We’ll even pronounce it “Jag-you-are,” as the British intended it to be, because, after all, they invented our language.

If you couldn’t go to a St. Patrick’s Day Parade, even, then maybe you could at least drive a Jaguar XE P250 S around for a while. Imagine it in a beautiful dark green — think traditional “British Racing Green,” but anything an Irish shade of green would work to celebrate.

Turns out, the test car I was able to drive before St. Patrick’s Day was a luxurious shade of “Eiger Grey” (with “grey” also being the preferred UK spelling) rather than green, but I could accept that, even though I happen to be about 75 percent Irish.

Times are tough in the auto selling business, all over the world, and Jaguar is among those hurting to sell more. But under the ownership of Tata Motors in India, the British pride is reflected in the newly restyled XE sedan, which I found dazzling to look at from every angle and to show off to anyone on my appointed rounds in and near Duluth, Minnesota. That includes the still-snowy and chilly North Shore of Lake Superior.

Sleek, flowing lines bland in harmony.

There are so many beautifully styled midsize sedans on the market that it is difficult to find any that aren’t, any more, which is a good thing. But Jaguars still hold a special place in the hearts and minds of car fanciers the world over, and the new XE stands out as one of the best bargains in the luxury sedan market. That may be the “glass-half-full” version, compared to those lead-footed critics who complain about the obvious drop in power from the previous supercharged V6.

When you do your first walk-around, and admire the formal grille, the gently curving lines on the sides, the sporty rear with its protruding exhaust tubes, keep in mind that this is a 4-door sedan, not a sports coupe. Consider the whole fleet of Jaguars, up to and including the larger XF sedan, which costs between $50,000 and $75,000, and he XJ, which runs from the mid-$70,000 range up and over $125,000, you have to guess that the slightly more compact Jaguar XE must cost somewhere over $50,000.

Surprise. The base Jag XE P250 S lists for $39,900, and everything comes equipped on the car, which means adding on the destination and delivery puts it up to a mere $40,895 sticker.

If you have always admired Jaguars, you will find that modest price a bargain. There are some places Jaguar has cut back on expenses. For one, the powerful, extravagant supercharged V6 has been discontinued, taking its voluptuous sound and its 380 horsepower with it. But Jaguar has countered very effectively, with a 2.0-liter 4-cylinder, turbocharged to develop 298 horsepower and 295 foot-pounds of torque.

Face of a Jaguar rides on the grille.

That’s a solid and impressive amount of power coming from a 2.0 engine, proving again how effective turbocharging can be to extract power from a diminutive batch of displacement.

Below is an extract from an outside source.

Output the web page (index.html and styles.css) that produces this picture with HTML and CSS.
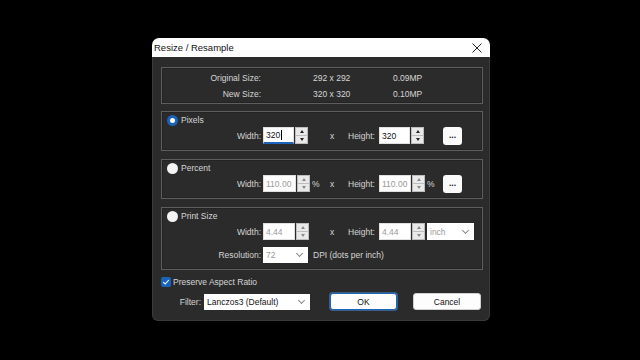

No, it’s not nearly 400, but in this era of economy, efficiency and expense — the “three E’s” of modern car-building, it is more than adequate. I’ve had experience with that engine before — as well as the supercharged V6 — in smaller models of Jaguar sibling Range Rover SUVs, where it handles all duties efficiently. So in the XE sedan, it dots all the right letters.

The powertrain earns extra points for the 8-speed ZF transmission that shifts smoothly and helps extract and apply that power. That powertrain used to come in two doses of power, with 247 horsepower in base form. but Jaguar wisely gives only the 296-horse version to the XE.

One place I do wish Jaguar had not compromised is that the XE comes in both rear-wheel drive and all-wheel drive, and the test vehicle had rear-drive only. In Minnesota winters, especially on Duluth hillsides, AWD is much preferred, and if you’re going to allow just two wheels to move your car, you’re best suited to having it be the front wheels, not the rears, which can defy all sorts of electronic traction, stability and other safety and steering gadgets to still enjoy trying to pass the fronts when you’re on ice.

Still, if you’re shopping for a Jaguar, the AWD option isn’t prohibitive in cost. And it probably doesn’t detract too much from the EPA estimated fuel economy of 34 miles per gallon in highway driving. Try that on your supercharged V6!

The week I drove the Jaguar XE sedan, we got lucky and were free of blizzards and nasty ice patches, which allowed us to get wherever we wanted with rear-derive, thanks more to Mother Nature than the Jag’s road-sticking tricks.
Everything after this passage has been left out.